Sprecher
Beschreibung
In recent years, DNA ability to self-assemble into predetermined geometries, following Watson−Crick base-pairing rules, allowed the tailoring of functional supramolecular systems, which opened several opportunities in the fields of nanotechnology and material science. In this context, the DNA origami technique represents a general way to construct nano-objects with defined static 3D shapes, while machine-like dynamic assemblies, whose structure can be programmed to switch across states, showed the potential to exert precise motion control over matter at the nano-size level. In a recent study, large tubular assemblies of hybrid DNA-based plasmonic nanomaterials, with programmable chiral properties, were attained [1]. Specifically, micrometer-long DNA templates were used to organize gold nanoparticles, providing an example of large chiroplasmonic nanostructures synthesized by a simple self-assembly process. Such DNA nanotube structures, detected with atomic force microscopy and electron microscopy, were nicely twisted in a “fusilli” fashion (i.e., a type of Italian pasta). These large structures could find application in the development of metamaterials for protein structure characterization and to manipulate circular dichroism responses.
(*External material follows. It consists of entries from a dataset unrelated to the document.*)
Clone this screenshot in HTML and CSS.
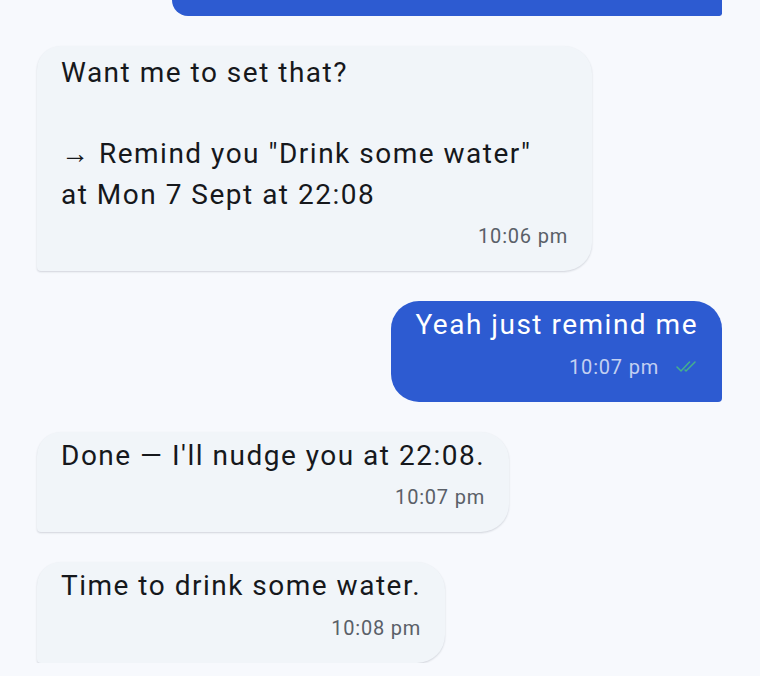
FILE: index.html
```html
<!DOCTYPE html>
<html lang="en">
<head>
<meta charset="utf-8">
<title>Chat</title>
<link rel="stylesheet" href="styles.css">
</head>
<body>
<div class="chat">
  <div class="row out">
    <div class="bubble sent cut"></div>
  </div>

  <div class="row in">
    <div class="bubble recv wide">
      <p class="text first">Want me to set that?<br><br>→ Remind you "Drink some water"<br>at Mon 7 Sept at 22:08</p>
      <div class="meta"><span class="time">10:06 pm</span></div>
    </div>
  </div>

  <div class="row out">
    <div class="bubble sent">
      <p class="text">Yeah just remind me</p>
      <div class="meta">
        <span class="time">10:07 pm</span>
        <svg class="ticks" width="22" height="13" viewBox="0 0 22 13" aria-hidden="true">
          <path d="M1 7 L5 11 L13.5 2" fill="none" stroke="currentColor" stroke-width="1.5" stroke-linecap="round" stroke-linejoin="round"/>
          <path d="M9 10 L10 11 L19 2" fill="none" stroke="currentColor" stroke-width="1.5" stroke-linecap="round" stroke-linejoin="round"/>
        </svg>
      </div>
    </div>
  </div>

  <div class="row in">
    <div class="bubble recv">
      <p class="text">Done — I'll nudge you at 22:08.</p>
      <div class="meta"><span class="time">10:07 pm</span></div>
    </div>
  </div>

  <div class="row in">
    <div class="bubble recv">
      <p class="text">Time to drink some water.</p>
      <div class="meta"><span class="time">10:08 pm</span></div>
    </div>
  </div>
</div>
</body>
</html>
```

FILE: styles.css
```css
html, body {
  margin: 0;
  padding: 0;
}

body {
  background: #f7f9fd;
  font-family: Roboto, "Noto Sans", "Liberation Sans", sans-serif;
  color: #16181c;
  overflow: hidden;
}

.chat {
  display: flex;
  flex-direction: column;
  gap: 30px;
  padding: 0 38px 0 37px;
}

.row {
  display: flex;
}

.row.out {
  justify-content: flex-end;
}

.row.in {
  justify-content: flex-start;
}

.bubble {
  box-sizing: border-box;
  max-width: 555px;
  padding: 4px 24px 23px;
}

.recv {
  background: #f1f5f9;
  border-radius: 24px 28px 28px 4px;
  box-shadow: 0 1px 2px rgba(15, 23, 42, 0.16);
}

.sent {
  background: #2d5bd1;
  color: #ffffff;
  border-radius: 28px 28px 4px 28px;
}

.cut {
  width: 550px;
  height: 16px;
  padding: 0;
  border-radius: 0 0 4px 26px;
}

.wide {
  width: 555px;
}

.text {
  margin: 0;
  font-size: 28px;
  line-height: 40.5px;
  letter-spacing: 1.5px;
}

.text.first {
  padding-top: 3px;
}

.meta {
  display: flex;
  justify-content: flex-end;
  align-items: center;
  gap: 17px;
  margin-top: 9px;
  font-size: 20px;
  line-height: 24px;
  letter-spacing: 0.8px;
  color: #5a6068;
}

.sent .meta {
  color: rgba(255, 255, 255, 0.72);
}

.ticks {
  color: #45b08c;
  display: block;
}
```
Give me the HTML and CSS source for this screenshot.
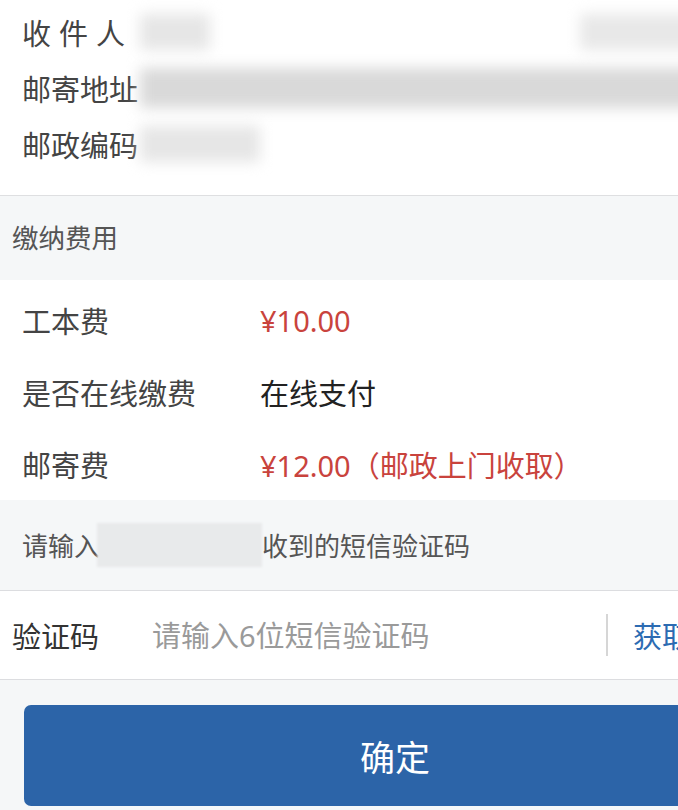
FILE: index.html
```html
<!DOCTYPE html>
<html lang="zh-CN">
<head>
  <meta charset="UTF-8">
  <meta name="viewport" content="width=device-width, initial-scale=1.0">
  <title>缴纳费用</title>
  <link rel="stylesheet" href="styles.css">
</head>
<body>
  <div class="page">
    <!-- 收件信息 -->
    <div class="address">
      <div class="address-row">
        <span class="address-label spaced">收件人</span>
        <span class="mask mask-name"></span>
        <span class="mask mask-phone"></span>
      </div>
      <div class="address-row">
        <span class="address-label">邮寄地址</span>
        <span class="mask mask-addr"></span>
      </div>
      <div class="address-row">
        <span class="address-label">邮政编码</span>
        <span class="mask mask-zip"></span>
      </div>
    </div>

    <div class="section-title">缴纳费用</div>

    <div class="fees">
      <div class="fee-row">
        <span class="fee-label">工本费</span>
        <span class="fee-value price">¥10.00</span>
      </div>
      <div class="fee-row">
        <span class="fee-label">是否在线缴费</span>
        <span class="fee-value">在线支付</span>
      </div>
      <div class="fee-row">
        <span class="fee-label">邮寄费</span>
        <span class="fee-value price">¥12.00（邮政上门收取）</span>
      </div>
    </div>

    <div class="sms-tip">请输入<span class="mask mask-tel"></span>收到的短信验证码</div>

    <div class="code-row">
      <span class="code-label">验证码</span>
      <input class="code-input" type="text" placeholder="请输入6位短信验证码">
      <span class="code-divider"></span>
      <span class="code-btn">获取验证码</span>
    </div>

    <div class="actions">
      <button class="submit-btn">确定</button>
    </div>
  </div>
</body>
</html>
```

FILE: styles.css
```css
body {
  margin: 0;
  overflow: hidden;
  background-color: #f5f7f8;
  font-family: "Noto Sans", "Noto Sans CJK SC", sans-serif;
}
.page {
  width: 790px;
}

/* 收件信息 */
.address {
  background-color: #fff;
  padding: 4px 0 23px 22px;
  border-bottom: 1px solid #dedfe1;
}
.address-row {
  display: flex;
  align-items: center;
  height: 56px;
  font-size: 29px;
  color: #444;
}
.address-label {
  width: 118px;
  flex-shrink: 0;
}
.spaced {
  letter-spacing: 8px;
}
.mask {
  display: inline-block;
  background-color: #dcdcdc;
  filter: blur(7px);
}
.mask-name {
  width: 70px;
  height: 36px;
  background-color: #e6e6e6;
}
.mask-phone {
  width: 120px;
  height: 36px;
  margin-left: auto;
  margin-right: 90px;
  background-color: #e8e8e8;
}
.mask-addr {
  width: 600px;
  height: 40px;
  background-color: #d9d9d9;
}
.mask-zip {
  width: 120px;
  height: 36px;
  background-color: #e6e6e6;
}

/* 缴纳费用 */
.section-title {
  height: 84px;
  line-height: 84px;
  padding-left: 12px;
  font-size: 26.5px;
  color: #555;
  background-color: #f5f7f8;
}
.fees {
  background-color: #fff;
  padding: 4px 0 0 22px;
}
.fee-row {
  display: flex;
  align-items: center;
  height: 72px;
  font-size: 29px;
}
.fee-label {
  width: 238px;
  color: #444;
}
.fee-value {
  color: #222;
}
.price {
  color: #c9433d;
}

/* 短信验证 */
.sms-tip {
  display: flex;
  align-items: center;
  height: 90px;
  padding-left: 22px;
  font-size: 26px;
  color: #555;
  background-color: #f5f7f8;
  border-bottom: 1px solid #dcdde0;
}
.mask-tel {
  width: 165px;
  height: 44px;
  margin-left: -3px;
  background-color: #e8eaeb;
  filter: blur(1px);
}
.code-row {
  display: flex;
  align-items: center;
  height: 88px;
  padding-left: 12px;
  background-color: #fff;
  border-bottom: 1px solid #dcdde0;
  font-size: 29px;
}
.code-label {
  width: 140px;
  color: #333;
}
.code-input {
  flex: 1;
  border: none;
  outline: none;
  padding: 0;
  font-family: inherit;
  font-size: 29px;
  color: #333;
  background: transparent;
}
.code-input::placeholder {
  color: #9a9a9a;
}
.code-divider {
  width: 2px;
  height: 42px;
  background-color: #d6d6d6;
  margin: 0 25px 0 0;
}
.code-btn {
  color: #2c6bb2;
  margin-right: 12px;
}

/* 确定按钮 */
.actions {
  padding: 25px 24px;
}
.submit-btn {
  display: block;
  width: 100%;
  height: 101px;
  border: none;
  border-radius: 7px;
  background-color: #2c64a8;
  color: #fff;
  font-family: inherit;
  font-size: 35px;
}
```
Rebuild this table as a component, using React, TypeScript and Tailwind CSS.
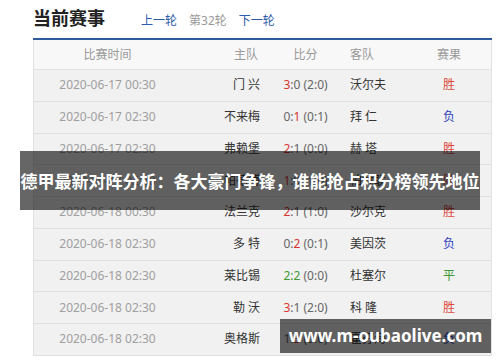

DNA is also an exceptional building block for the fabrication of dynamic supramolecular systems with switchable geometries. In another recent study [2], a self-assembled and tunable plasmonic–fluorescent nanostructure was built using DNA as the scaffold. By controlling strand displacement reactions, we were able to obtain a precise sliding motion mechanism of two single-strand DNA rails which were connected by a DNA quasi-ring. This system resulted in a nano-mechanical structure, where six discrete configurations could be obtained. Depending on the configuration, specific distances were set between a DNA-tethered gold nanoparticle and a fluorophore, Sulfo-Cyanine3 (Cy3), which could be detected by fluorescence emission plasmonic enhancement/inhibition changes. Since the mechanism worked as a multi-state fluorescent reporter of sequence-specific nucleic acid strands, it could therefore find application as a biosensing platform and for in vivo imaging.